Suffice it to say, that when Abraham Lincoln became President in 1861, his knowledge of the military was minuscule. He needed to rely on the professionally trained officers who knew about such matters. He was particularly respectful of the aging General Winfield Scott – who had been the commanding general during the long-forgotten Black Hawk War. 

One thing Lincoln did know about the military, civilian or not, was that military power (army, navy, marines, etc.) is essential to any nation. He also knew that said military has a plethora of rules, regulations, officers, orders, orders and more orders. By and large, it is necessary, and President Lincoln, as Commander-in-Chief of the US Military, respected that need. Without sufficient (and enforceable) discipline and order, an Army will quickly fall apart.  

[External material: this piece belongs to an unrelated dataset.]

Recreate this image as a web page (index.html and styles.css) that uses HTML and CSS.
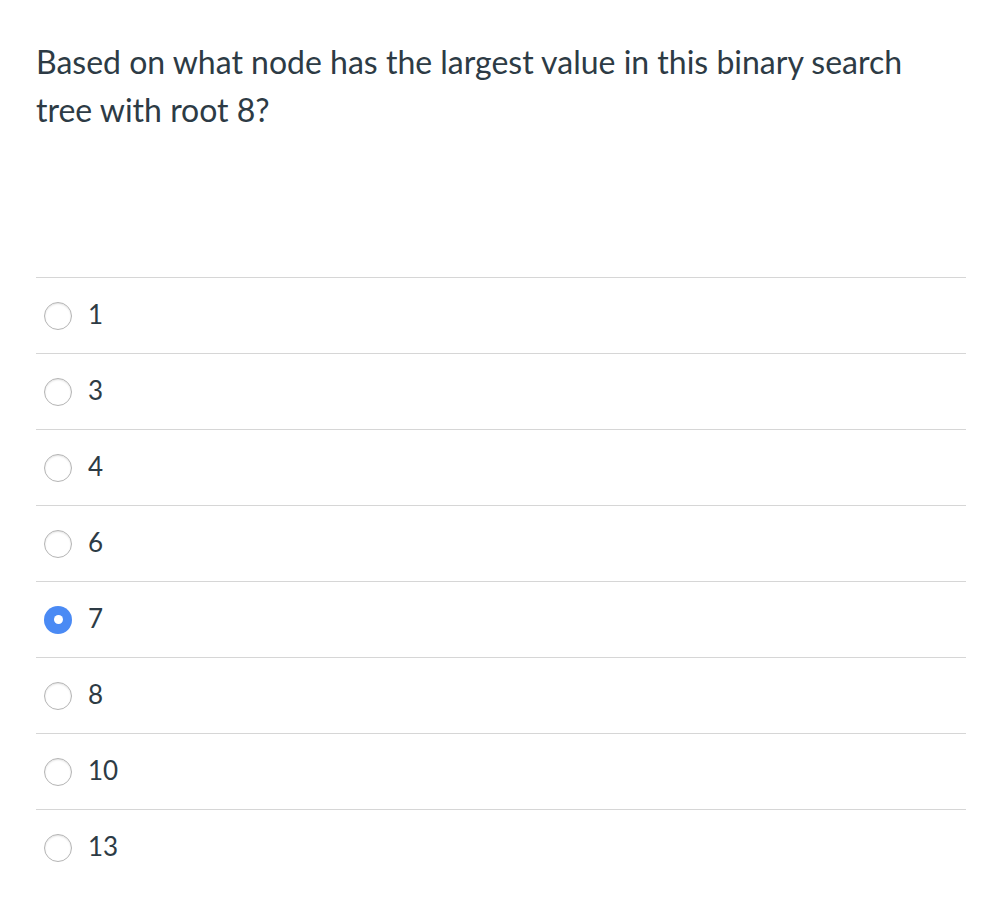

But as Southern States seceded, and shots were fired at Fort Sumter, and the Civil War began in earnest, things changed. The tiny US Army consisted of perhaps 15,000 men and 1500 officers – and a call for 75,000 volunteers was quickly raised and exceeded. 

One of the Problems

Most of the new volunteers had no military training past shooting at tin cans on a fence or varmints in their fields. Most of them were farm boys, backwoods men, clerks and otherwise entry-level recruits. And while a high percentage of them could read and write, some didn’t know their left and right. And a very high percentage of them had never been more than a few miles from their homes.

Signing up for the Union

Naturally, the educated recruits, the professionals, the businessmen, the “older guys” and the politicians were the stuff of officers. President Lincoln signed hundreds of military appointments for colonels and generals. He was not a fool, and realized that while many of them made fine officers, a lot of them were bumbling and pontificating mini-autocrats. 

When some eighty thousand new recruits enlisted, armed, trained and sent into the field after only a month, there were bound to be problems. If rules and regulations were disobeyed or deliberately flaunted, the punishment could be draconian, if not deadly.

Court martial proceedings.

Lincoln-the-compassionate was a practical man, however. If a soldier deserted, or bounty-jumped to reenlist elsewhere (for the money), or encouraged mutiny, etc., he obviously deserved punishment, however severe. But an exhausted young soldier sleeping on sentinel duty, or scared and running to hide, or similar situations was a different story. 

A Lincoln pardon.

High-level commanding officers regularly complained that the President was undermining their discipline. 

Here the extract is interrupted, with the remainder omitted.